There is no reason to believe that Mexico will cease to be one of the world's great sources of silver supply, but in recent decades other mining products have assumed an increasing importance. The exploitation of the base metals has had an extraordinary development and the oil resources have been developed so rapidly that the total yield of the country is now determined by the conditions under which the product may be marketed, not by the amount the wells are capable of producing.

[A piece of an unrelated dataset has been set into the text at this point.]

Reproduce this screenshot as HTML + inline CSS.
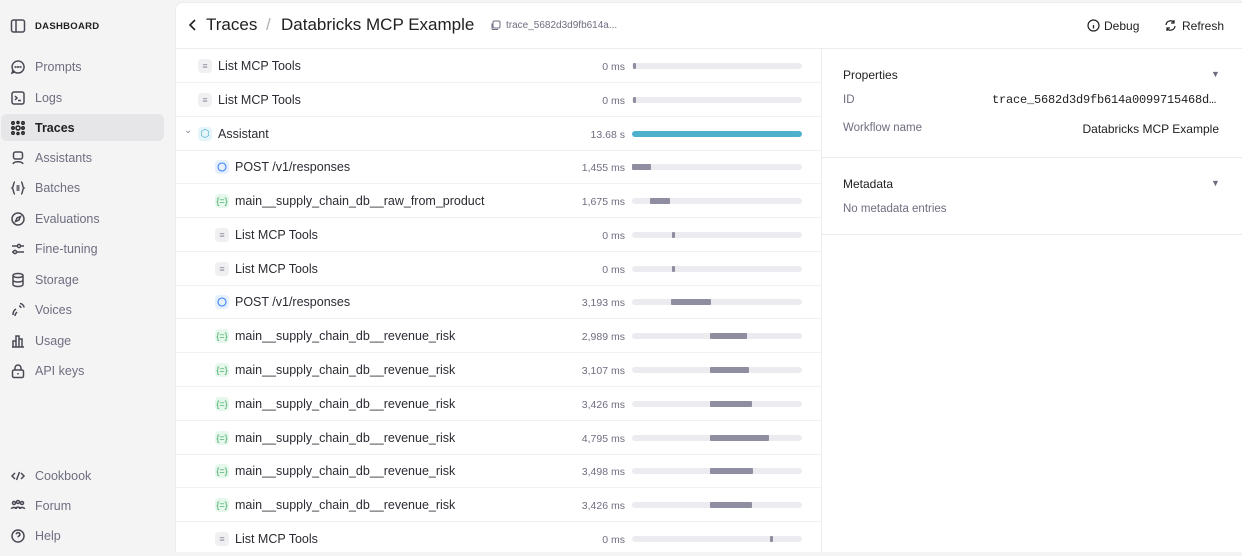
<!DOCTYPE html>
<html><head><meta charset="utf-8"><style>
*{box-sizing:border-box;margin:0;padding:0}
body{width:1242px;height:552px;overflow:hidden;background:#f4f4f5;font-family:"Liberation Sans",sans-serif;position:relative;color:#202123}
.abs{position:absolute}
.nav{position:absolute;left:10px;font-size:12.5px;color:#6e6e80;display:flex;align-items:center;height:20px}
.nav svg{width:16px;height:16px;margin-right:9px;stroke:#4a4a55;fill:none;stroke-width:1.5}
.sel{position:absolute;left:1px;top:114px;width:163px;height:27px;background:#e6e6e9;border-radius:6px}
.main{position:absolute;left:175px;top:2px;width:1075px;height:550px;background:#fff;border-radius:8px 0 0 0;border:1px solid #ececf0;border-bottom:none}
.row{position:absolute;left:175px;width:646px;height:34px;border-bottom:1px solid #f1f1f3;font-size:12.5px;color:#2b2b33}
.row .ic{position:absolute;top:10px;width:14px;height:14px;border-radius:4px;font-size:9px;text-align:center;line-height:14px}
.row .t{position:absolute;top:10px}
.row .d{position:absolute;right:196px;top:12px;font-size:10.5px;color:#6e6e80}
.row .tr{position:absolute;left:457px;top:14px;width:170px;height:6px;border-radius:3px;background:#ececf0}
.row .seg{position:absolute;top:14px;height:6px;background:#8e8ea0;border-radius:1px}
.lst{background:#f0f0f2;color:#8e8ea0}
.fn{background:#e6f7ec;color:#3aa85f}
.po{background:#e6f0ff}
.lbl{position:absolute;font-size:11.5px;color:#6e6e80}
</style></head><body>
<div class="sel"></div>
<div class="nav" style="top:16px;font-size:9.5px;font-weight:bold;color:#202123;letter-spacing:.3px"><svg viewBox="0 0 16 16"><rect x="1.5" y="2" width="13" height="12" rx="2"/><path d="M6 2v12"/></svg>DASHBOARD</div>
<div class="nav" style="top:57px"><svg viewBox="0 0 16 16"><path d="M8 2a6 6 0 1 1-5 9.3L2 14l2.7-1A6 6 0 0 1 8 2z"/><circle cx="5.5" cy="8" r=".4"/><circle cx="8" cy="8" r=".4"/><circle cx="10.5" cy="8" r=".4"/></svg>Prompts</div>
<div class="nav" style="top:88px"><svg viewBox="0 0 16 16"><rect x="2" y="2" width="12" height="12" rx="2"/><path d="M5 6l2 2-2 2M8 10.5h3"/></svg>Logs</div>
<div class="nav" style="top:118px;color:#202123;font-weight:bold"><svg viewBox="0 0 16 16" style="stroke:#202123"><circle cx="8" cy="8" r="2"/><circle cx="3" cy="3" r="1.2"/><circle cx="13" cy="3" r="1.2"/><circle cx="3" cy="13" r="1.2"/><circle cx="13" cy="13" r="1.2"/><circle cx="3" cy="8" r="1.2"/><circle cx="13" cy="8" r="1.2"/><circle cx="8" cy="2.5" r="1"/><circle cx="8" cy="13.5" r="1"/></svg>Traces</div>
<div class="nav" style="top:148px"><svg viewBox="0 0 16 16"><rect x="3.5" y="2" width="9" height="7" rx="2"/><path d="M6 5.5h.1M10 5.5h.1M3 14c1-3 9-3 10 0"/></svg>Assistants</div>
<div class="nav" style="top:178px"><svg viewBox="0 0 16 16"><path d="M5 2C3 2 4 7 2 8c2 1 1 6 3 6M11 2c2 0 1 5 3 6-2 1-1 6-3 6M6.5 6h3M6.5 8h3M6.5 10h3"/></svg>Batches</div>
<div class="nav" style="top:209px"><svg viewBox="0 0 16 16"><circle cx="8" cy="8" r="6"/><path d="M10.5 5.5l-1.5 3.5-3.5 1.5 1.5-3.5z"/></svg>Evaluations</div>
<div class="nav" style="top:239px"><svg viewBox="0 0 16 16"><path d="M2 5h12M2 11h12"/><circle cx="9" cy="5" r="1.6" fill="#f4f4f5"/><circle cx="5" cy="11" r="1.6" fill="#f4f4f5"/></svg>Fine-tuning</div>
<div class="nav" style="top:270px"><svg viewBox="0 0 16 16"><ellipse cx="8" cy="3.5" rx="5" ry="2"/><path d="M3 3.5v9c0 1.1 2.2 2 5 2s5-.9 5-2v-9M3 8c0 1.1 2.2 2 5 2s5-.9 5-2"/></svg>Storage</div>
<div class="nav" style="top:300px"><svg viewBox="0 0 16 16"><path d="M3 13c0-3 1-5 3-6M5 14c0-2 1-3 2-4M9 4c1 0 2 1 2 2M10 1.5c2 0 4 2 4 4"/></svg>Voices</div>
<div class="nav" style="top:331px"><svg viewBox="0 0 16 16"><path d="M2 14h12M3 14V8h3v6M6 14V3h3v11M9 14V6h3v8"/></svg>Usage</div>
<div class="nav" style="top:361px"><svg viewBox="0 0 16 16"><rect x="2.5" y="7" width="11" height="7.5" rx="1.5"/><path d="M5 7V5a3 3 0 0 1 6 0v2M8 10v1.5"/></svg>API keys</div>
<div class="nav" style="top:466px"><svg viewBox="0 0 16 16"><path d="M5 5L2 8l3 3M11 5l3 3-3 3M9.5 4l-3 8"/></svg>Cookbook</div>
<div class="nav" style="top:496px"><svg viewBox="0 0 16 16"><circle cx="4" cy="5" r="1.5"/><circle cx="8" cy="4" r="1.5"/><circle cx="12" cy="5" r="1.5"/><path d="M1.5 11c0-2 5-2 5 0M5.5 11c0-2.5 5-2.5 5 0M9.5 11c0-2 5-2 5 0"/></svg>Forum</div>
<div class="nav" style="top:526px"><svg viewBox="0 0 16 16"><circle cx="8" cy="8" r="6"/><path d="M6.3 6.3a1.8 1.8 0 1 1 2.3 1.8c-.5.2-.6.5-.6 1.2M8 11h.1"/></svg>Help</div>

<div class="main"></div>
<div class="abs" style="left:175px;top:48px;width:1067px;height:1px;background:#ececf0"></div>
<div class="abs" style="left:821px;top:49px;width:1px;height:503px;background:#ececf0"></div>
<svg class="abs" style="left:188px;top:18px" width="10" height="14" viewBox="0 0 10 14"><path d="M7 2L2 7l5 5" stroke="#202123" stroke-width="1.6" fill="none"/></svg>
<div class="abs" style="left:206px;top:15px;font-size:17px;color:#202123">Traces</div>
<div class="abs" style="left:266px;top:15px;font-size:17px;color:#b0b0b8">/</div>
<div class="abs" style="left:281px;top:15px;font-size:17px;color:#202123">Databricks MCP Example</div>
<svg class="abs" style="left:490px;top:20px" width="11" height="11" viewBox="0 0 11 11"><rect x="3" y="1" width="7" height="7" rx="1.5" stroke="#6e6e80" fill="none"/><path d="M2 3.5v5a1 1 0 0 0 1 1h5" stroke="#6e6e80" fill="none"/></svg>
<div class="abs" style="left:506px;top:20px;font-size:10px;color:#6e6e80">trace_5682d3d9fb614a...</div>
<svg class="abs" style="left:1087px;top:19px" width="13" height="13" viewBox="0 0 13 13"><circle cx="6.5" cy="6.5" r="5.5" stroke="#202123" fill="none" stroke-width="1.2"/><path d="M6.5 6v3.5M6.5 4v.1" stroke="#202123" stroke-width="1.3"/></svg>
<div class="abs" style="left:1104px;top:19px;font-size:12px;color:#202123">Debug</div>
<svg class="abs" style="left:1164px;top:19px" width="13" height="13" viewBox="0 0 13 13"><path d="M2 6a4.5 4.5 0 0 1 8-2.5M11 7a4.5 4.5 0 0 1-8 2.5M10 1v3H7M3 12V9h3" stroke="#202123" fill="none" stroke-width="1.2"/></svg>
<div class="abs" style="left:1182px;top:19px;font-size:12px;color:#202123">Refresh</div>

<div class="row" style="top:49px"><div class="ic lst" style="left:23px">≡</div><div class="t" style="left:43px">List MCP Tools</div><div class="d">0 ms</div><div class="tr"></div><div class="seg" style="left:458px;width:3px"></div></div>
<div class="row" style="top:83px"><div class="ic lst" style="left:23px">≡</div><div class="t" style="left:43px">List MCP Tools</div><div class="d">0 ms</div><div class="tr"></div><div class="seg" style="left:458px;width:3px"></div></div>
<div class="row" style="top:117px"><div class="abs" style="left:9px;top:8px;font-size:10px;color:#8e8ea0">⌄</div><div class="ic" style="left:23px;background:#e6f5fa;color:#4fb0cc;font-size:11px">⬡</div><div class="t" style="left:43px">Assistant</div><div class="d">13.68 s</div><div class="seg" style="left:457px;width:170px;background:#4fb0cc;border-radius:3px"></div></div>
<div class="row" style="top:150px"><div class="ic po" style="left:40px"><svg width="14" height="14" viewBox="0 0 14 14"><circle cx="7" cy="7" r="4" stroke="#3b82f6" fill="none" stroke-width="1.1"/></svg></div><div class="t" style="left:60px">POST /v1/responses</div><div class="d">1,455 ms</div><div class="tr"></div><div class="seg" style="left:457px;width:19px"></div></div>
<div class="row" style="top:184px"><div class="ic fn" style="left:40px">{=}</div><div class="t" style="left:60px">main__supply_chain_db__raw_from_product</div><div class="d">1,675 ms</div><div class="tr"></div><div class="seg" style="left:475px;width:20px"></div></div>
<div class="row" style="top:218px"><div class="ic lst" style="left:40px">≡</div><div class="t" style="left:60px">List MCP Tools</div><div class="d">0 ms</div><div class="tr"></div><div class="seg" style="left:497px;width:3px"></div></div>
<div class="row" style="top:252px"><div class="ic lst" style="left:40px">≡</div><div class="t" style="left:60px">List MCP Tools</div><div class="d">0 ms</div><div class="tr"></div><div class="seg" style="left:497px;width:3px"></div></div>
<div class="row" style="top:285px"><div class="ic po" style="left:40px"><svg width="14" height="14" viewBox="0 0 14 14"><circle cx="7" cy="7" r="4" stroke="#3b82f6" fill="none" stroke-width="1.1"/></svg></div><div class="t" style="left:60px">POST /v1/responses</div><div class="d">3,193 ms</div><div class="tr"></div><div class="seg" style="left:496px;width:40px"></div></div>
<div class="row" style="top:319px"><div class="ic fn" style="left:40px">{=}</div><div class="t" style="left:60px">main__supply_chain_db__revenue_risk</div><div class="d">2,989 ms</div><div class="tr"></div><div class="seg" style="left:535px;width:37px"></div></div>
<div class="row" style="top:353px"><div class="ic fn" style="left:40px">{=}</div><div class="t" style="left:60px">main__supply_chain_db__revenue_risk</div><div class="d">3,107 ms</div><div class="tr"></div><div class="seg" style="left:535px;width:39px"></div></div>
<div class="row" style="top:387px"><div class="ic fn" style="left:40px">{=}</div><div class="t" style="left:60px">main__supply_chain_db__revenue_risk</div><div class="d">3,426 ms</div><div class="tr"></div><div class="seg" style="left:535px;width:42px"></div></div>
<div class="row" style="top:421px"><div class="ic fn" style="left:40px">{=}</div><div class="t" style="left:60px">main__supply_chain_db__revenue_risk</div><div class="d">4,795 ms</div><div class="tr"></div><div class="seg" style="left:535px;width:59px"></div></div>
<div class="row" style="top:454px"><div class="ic fn" style="left:40px">{=}</div><div class="t" style="left:60px">main__supply_chain_db__revenue_risk</div><div class="d">3,498 ms</div><div class="tr"></div><div class="seg" style="left:535px;width:43px"></div></div>
<div class="row" style="top:488px"><div class="ic fn" style="left:40px">{=}</div><div class="t" style="left:60px">main__supply_chain_db__revenue_risk</div><div class="d">3,426 ms</div><div class="tr"></div><div class="seg" style="left:535px;width:42px"></div></div>
<div class="row" style="top:522px;border-bottom:none"><div class="ic lst" style="left:40px">≡</div><div class="t" style="left:60px">List MCP Tools</div><div class="d">0 ms</div><div class="tr"></div><div class="seg" style="left:595px;width:3px"></div></div>

<div class="abs" style="left:843px;top:68px;font-size:12px;color:#202123">Properties</div>
<div class="abs" style="left:1211px;top:69px;font-size:9px;color:#6e6e80">▼</div>
<div class="lbl" style="left:843px;top:94px">ID</div>
<div class="abs" style="left:992px;top:93px;font-size:12px;font-family:'Liberation Mono',monospace;color:#202123;letter-spacing:-.2px">trace_5682d3d9fb614a0099715468d…</div>
<div class="lbl" style="left:843px;top:122px">Workflow name</div>
<div class="abs" style="right:23px;top:122px;font-size:12px;color:#202123">Databricks MCP Example</div>
<div class="abs" style="left:822px;top:157px;width:420px;height:1px;background:#ececf0"></div>
<div class="abs" style="left:843px;top:177px;font-size:12px;color:#202123">Metadata</div>
<div class="abs" style="left:1211px;top:178px;font-size:9px;color:#6e6e80">▼</div>
<div class="lbl" style="left:843px;top:203px">No metadata entries</div>
<div class="abs" style="left:822px;top:234px;width:420px;height:1px;background:#ececf0"></div>
</body></html>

The growth of this export is a twentieth century development. There was a small sale of local oil products for about a decade preceding the beginning of the export trade. The total production reported was 75,375 barrels in 1903 and 3,634,080 in 1910. The first cargo of crude oil left Tampico May 20, 1911, by an American steamer. Thereafter the growth in production was rapid and all but a small part went directly into the export trade. In 1911 a total of 12,552,798 barrels was produced. By 1913 an increase of over 100 per cent was recorded, the total being 25,696,291 barrels. During the war the production continued to rise and could have been increased still further had it been necessary, for the potential yield of the wells had now outrun the ability to market the product. The total for 1917 was 55,292,770;[1] for 1918, 53,919,863; for 1919, 87,072,955; and for 1920, 156,062,707 barrels.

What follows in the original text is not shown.